It takes a certain amount of panache to walk up to an airline counter and request a ticket for a flight departing in less than twenty minutes; probably more than most of us possess. The girl I saw make such a request had panache to spare, supplemented in no small part by a magnificently fluffy magenta vest and a silver and red pom-pom hat that would have made an alpaca jealous. It didn’t hurt that she used her full business voice and seemed to know exactly what she wanted. In fact, though judging by her clothes and the stickers on her roller-bag, Ms. Magenta-Vest was probably no more than nineteen, she accomplished her considerable feat by affecting the composure and unflinching politeness of a much older woman. She made her request clearly and using few words; while she was extremely specific about which flight she wanted and what she was going to do with her bags, she seemed deliberately vague about other things, for instance where she wanted to sit on the plane.
I don’t think the man behind the counter really intended to give Ms. Magenta-Vest the ticket at first, no matter how much she was willing to pay for it. But she kept asking for nearly three minutes, rephrasing her request first one way, then another, varying its words without changing its sentiment or her clear, polite tone. I can’t imagine it must have been easy for her to remain so calm even as she watched the minutes tick by before her flight took off. Indeed, as soon as she had her ticket in hand and had seen her roller-bag safely tagged and sent away, she turned tail and ran headlong down the concourse towards the TSA checkpoint, her quilted paisley handbag bouncing along at her side. And yet, so long as she was engaged in her game of bargaining, she retained her air of unflappable calm.
There is perhaps a lesson to be taken from how Ms. Magenta-Vest argued her case, one which can be applied to arguments of any kind, on paper as much as in person. First, remember who you are talking to and what tone will best convince them of your point. If Ms. Magenta-Vest had spoken like an average nineteen year-old, whether blustering at the airline agent or acting as anxious as she quite possibly was, the agent would probably have denied her request without a second thought. It was by assuming an air of respectability and composure that she brought the agent to her side from the very first. Likewise, when we write, we frame our argument in terms that other scholars are familiar with in order to signal to them that we are capable of engaging with them on their own terms. We thus earn their respect before we even properly begin our argument. We use the language of scholarship to buy credibility that we might never have if we wrote as informally as we speak.
It is equally important to take care in defining the scope of one’s argument. If Ms.
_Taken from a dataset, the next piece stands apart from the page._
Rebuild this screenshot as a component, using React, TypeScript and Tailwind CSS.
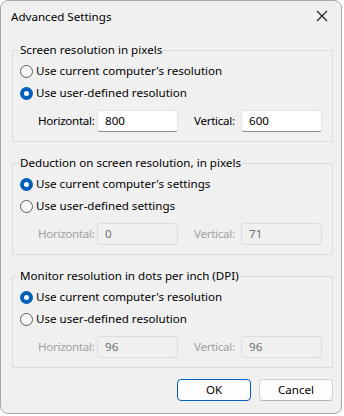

Magenta-Vest had been as specific about where she wanted to sit as she was about where she was about the flight she wanted, it is likely that the agent would have denied her request altogether, arguing (probably quite rightly) that what she was asking was impossible. But by choosing her battles with care, and being very clear from the first about what she was not asking for, she headed off most of the agent’s objections before they arose. Similarly, if we try to argue everything at once in an essay, we are sure to fail, and our argument will invariably be dismissed without further thought. But if we are willing to argue only a well-delineated point, one within the scope of our own capabilities, we are far more likely to succeed. This is not to say we cannot make piercing insights in our writing, occasionally asking the audience to accept the nearly impossible as possible, just as Ms. Magenta-Vest did to such great effect. Only, such requests had best be occasional, ideally a single part in a well-worked-out argument, introduced with suitable formality, or else it is likely they will fail to achieve the desired effect.
And of course, it helps to have a certain amount of panache. I don’t know if Ms. Magenta-Vest made her flight, but I suspect she did. If she could talk her way to a ticket with less than half an hour to spare, I have full confidence that, with her neon-and-paisley ensemble to buoy her confidence, she could talk her way to the front of a TSA line in no time. While in any argument it’s important to know who you’re talking to and know your scope, it never hurts to pack a little something extra, preferably in bright colors, just to seal the deal.